We use the property of factorials that $$k! = k \times (k-1)!$$ to simplify the terms:
$$(n+p+1)! = (n+p+1) \times (n+p)!$$
$$(n+1)! = (n+1) \times n!$$
$$(n+q+1)! = (n+q+1) \times (n+q)!$$
Substitute these into the ratio:
$$\frac{a_{n+1}}{a_n} = \frac{(n+p+1)(n+p)!}{(n+1)n!(n+q+1)(n+q)!} \times \frac{n!(n+q)!}{(n+p)!}$$
Now, we can cancel out the common factorial terms $$ (n+p)! $$, $$ n! $$, and $$ (n+q)! $$:
$$\frac{a_{n+1}}{a_n} = \frac{n+p+1}{(n+1)(n+q+1)}$$

**step7** Evaluating the Limit of the Ratio

Next, we evaluate the limit $$L = \lim_{n \to \infty} \left| \frac{a_{n+1}}{a_n} \right|$$. Since $$p$$ and $$q$$ are positive integers, and $$n$$ approaches infinity, all terms in the expression $$\frac{n+p+1}{(n+1)(n+q+1)}$$ will be positive.
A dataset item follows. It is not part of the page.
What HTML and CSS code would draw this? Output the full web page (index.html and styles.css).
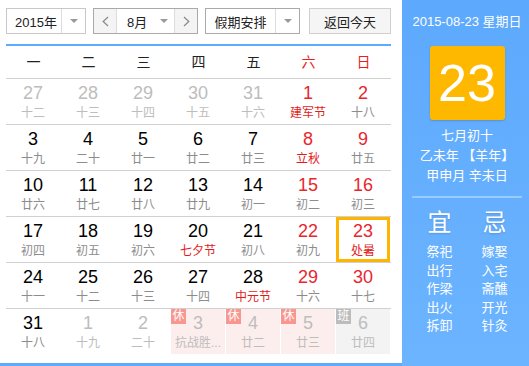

Thus, we can remove the absolute value.
$$L = \lim_{n \to \infty} \frac{n+p+1}{(n+1)(n+q+1)}$$
Expand the denominator:
$$(n+1)(n+q+1) = n^2 + nq + n + n + q + 1 = n^2 + (q+2)n + (q+1)$$
So, the limit becomes:
$$L = \lim_{n \to \infty} \frac{n+p+1}{n^2 + (q+2)n + (q+1)}$$
To evaluate this limit, we divide both the numerator and the denominator by the highest power of $$n$$ in the denominator, which is $$n^2$$:
$$L = \lim_{n \to \infty} \frac{\frac{n}{n^2} + \frac{p}{n^2} + \frac{1}{n^2}}{\frac{n^2}{n^2} + \frac{(q+2)n}{n^2} + \frac{q+1}{n^2}}$$
$$L = \lim_{n \to \infty} \frac{\frac{1}{n} + \frac{p}{n^2} + \frac{1}{n^2}}{1 + \frac{q+2}{n} + \frac{q+1}{n^2}}$$
As $$n \to \infty$$, any term of the form $$\frac{C}{n^k}$$ (where C is a constant and k is a positive integer) approaches 0.
Therefore:
$$L = \frac{0 + 0 + 0}{1 + 0 + 0} = \frac{0}{1} = 0$$

**step8** Determining the Radius of Convergence

The radius of convergence $$R$$ is given by $$R = \frac{1}{L}$$.
Since we found that $$L=0$$, the radius of convergence is:
$$R = \frac{1}{0}$$
In the context of power series, when $$L=0$$, the radius of convergence is considered to be infinity.
$$R = \infty$$

**step9** Conclusion

We have shown, using the Ratio Test, that the limit of the ratio $$\left| \frac{a_{n+1}}{a_n} \right|$$ as $$n \to \infty$$ is 0. According to the properties of the Ratio Test for power series, this implies that the radius of convergence $$R$$ is infinity. This means the power series converges for all values of $$x$$.